Frog evolution: Meteor impact that wiped off the dinosaurs 66 million years ago allowed frogs to evolve
Scientists have recently discovered that after a global catastrophe killed off the dinosaurs, frogs began taking advantage of the catastrophe. The new study has claimed that 88 percent of frog species alive today owe their existence to the meteor impact 66 million years ago.
The impact was so strong, it almost wiped out terrestrial life on Earth, according to the study. Only three lineages survived the mass extinction, and almost nine out of 10 of the amphibian species descended from those lineages. As disaster struck, each of the species jumped forward at a junction a junction of the Cretaceous and Paleogene periods formerly known as the KT boundary.
Earlier research did not find a link between the extinction of dinosaurs and the evolution of frogs, claiming that evolution of the latter began 35 million years earlier. Chinese and American biologists involved in the study think otherwise. Their findings have been published in the journal Proceedings of the National Academy of Sciences.
The scientists made the discovery after they analysed genetic data from frogs within 44 living families. There are more than 6,700 known frog species, and they are threatened by climate change, increasing human population and habitat destruction.
“We know that the mass extinction event wiped out most of the dinosaurs, except for a few bird species, which then exploded in diversity and became one of the dominant groups of land animals. As we look at more and more groups of life, we see the same pattern, and that turns out to be the case for frogs as well,” University of Texas, Austin Prof. David Hillis, who is also the study co-author, said in a statement.

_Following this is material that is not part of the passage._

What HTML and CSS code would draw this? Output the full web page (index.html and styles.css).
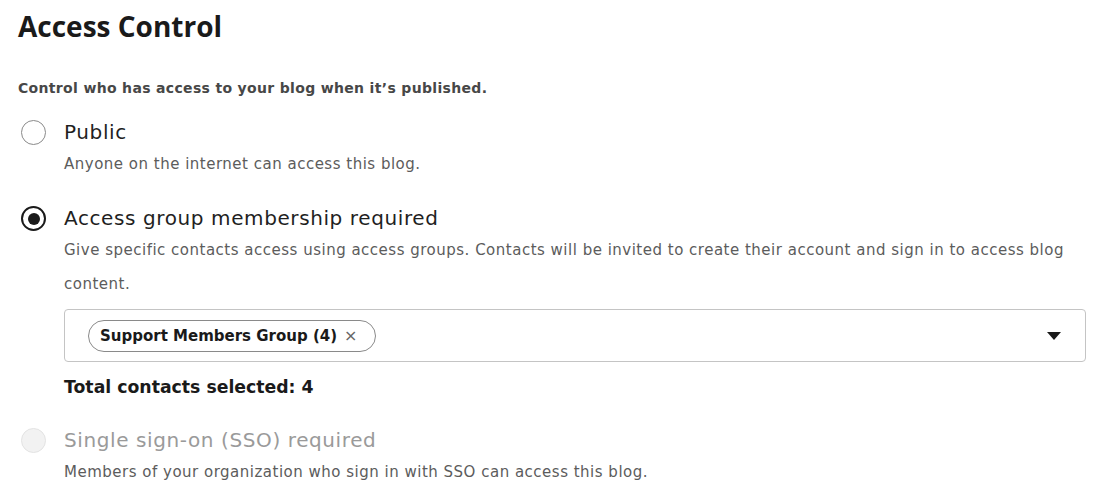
FILE: index.html
```html
<!DOCTYPE html>
<html lang="en">

<head>
    <meta charset="UTF-8" />
    <meta name="viewport" content="width=device-width, initial-scale=1.0" />
    <title>Access Control</title>
    <link rel="stylesheet" href="styles.css">
</head>

<body>
    <div class="panel">
        <h1 class="title">Access Control</h1>
        <p class="subtitle">Control who has access to your blog when it’s published.</p>

        <div class="option">
            <span class="radio"></span>
            <div class="option-body">
                <div class="option-label">Public</div>
                <div class="option-desc">Anyone on the internet can access this blog.</div>
            </div>
        </div>

        <div class="option">
            <span class="radio checked"></span>
            <div class="option-body">
                <div class="option-label">Access group membership required</div>
                <div class="option-desc">Give specific contacts access using access groups. Contacts will be invited to create their account and sign in to access blog content.</div>
                <div class="select">
                    <span class="chip">Support Members Group (4) <span class="chip-x">×</span></span>
                    <span class="caret"></span>
                </div>
                <div class="total">Total contacts selected: 4</div>
            </div>
        </div>

        <div class="option disabled">
            <span class="radio"></span>
            <div class="option-body">
                <div class="option-label">Single sign-on (SSO) required</div>
                <div class="option-desc">Members of your organization who sign in with SSO can access this blog.</div>
            </div>
        </div>
    </div>
</body>

</html>
```

FILE: styles.css
```css
* {
    margin: 0;
    padding: 0;
    box-sizing: border-box;
}

body {
    font-family: 'DejaVu Sans', sans-serif;
    background: #fff;
    color: #1f1f1f;
}

.panel {
    padding: 8px 14px 0 18px;
}

.title {
    font-family: 'Open Sans', sans-serif;
    font-size: 28px;
    line-height: 36px;
    font-weight: 700;
    color: #1a1a1a;
}

.subtitle {
    margin-top: 34px;
    font-size: 14px;
    line-height: 20px;
    font-weight: 700;
    letter-spacing: 0.33px;
    color: #474747;
}

.option {
    display: flex;
    gap: 18px;
    margin-top: 20px;
}

.option + .option {
    margin-top: 23px;
}

.radio {
    flex: none;
    width: 25px;
    height: 25px;
    margin-top: 2px;
    margin-left: 3px;
    border: 1.5px solid #8a8a8a;
    border-radius: 50%;
    display: flex;
    align-items: center;
    justify-content: center;
}

.radio.checked {
    border: 2px solid #1a1a1a;
}

.radio.checked::after {
    content: "";
    width: 12px;
    height: 12px;
    border-radius: 50%;
    background: #1a1a1a;
}

.option-body {
    flex: 1;
}

.option-label {
    font-size: 20px;
    line-height: 28px;
    letter-spacing: 0.6px;
    color: #1f1f1f;
}

.option-desc {
    margin-top: 1px;
    font-size: 15px;
    line-height: 34px;
    letter-spacing: 0.5px;
    color: #5c5c5c;
}

.select {
    margin-top: 8px;
    height: 53px;
    border: 1px solid #c4c4c4;
    border-radius: 4px;
    display: flex;
    align-items: center;
    justify-content: space-between;
    padding: 0 24px 0 23px;
}

.chip {
    display: inline-flex;
    align-items: center;
    height: 32px;
    padding: 0 18px 0 11px;
    border: 1px solid #8a8a8a;
    border-radius: 16px;
    font-size: 15px;
    font-weight: 700;
    color: #1a1a1a;
}

.chip-x {
    margin-left: 7px;
    font-weight: 400;
    font-size: 16px;
    color: #666;
}

.caret {
    width: 0;
    height: 0;
    border-left: 7px solid transparent;
    border-right: 7px solid transparent;
    border-top: 8px solid #1a1a1a;
}

.total {
    margin-top: 13px;
    font-size: 17.3px;
    line-height: 24px;
    font-weight: 700;
    color: #1a1a1a;
}

.option.disabled {
    margin-top: 27px;
}

.option.disabled .radio {
    border: 1px solid #e3e3e3;
    background: #f2f2f2;
}

.option.disabled .option-label {
    color: #9a9a9a;
}
```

A key factor in the success of early frogs was the way they adapted to trees when flowering plants spread across the entire planet. They became arboreal, and this led to South America’s great radiation, said University of California, Berkeley, US colleague Prof. David Wake.
The scientists believe that the first survivors protected themselves from the meteor strike by burrowing underground. It was then the arboreal tree frogs that started exploiting newly available habitat niches.The frogs then started producing young ones without the tadpole stage. This is a standard for about half of all frog species present today.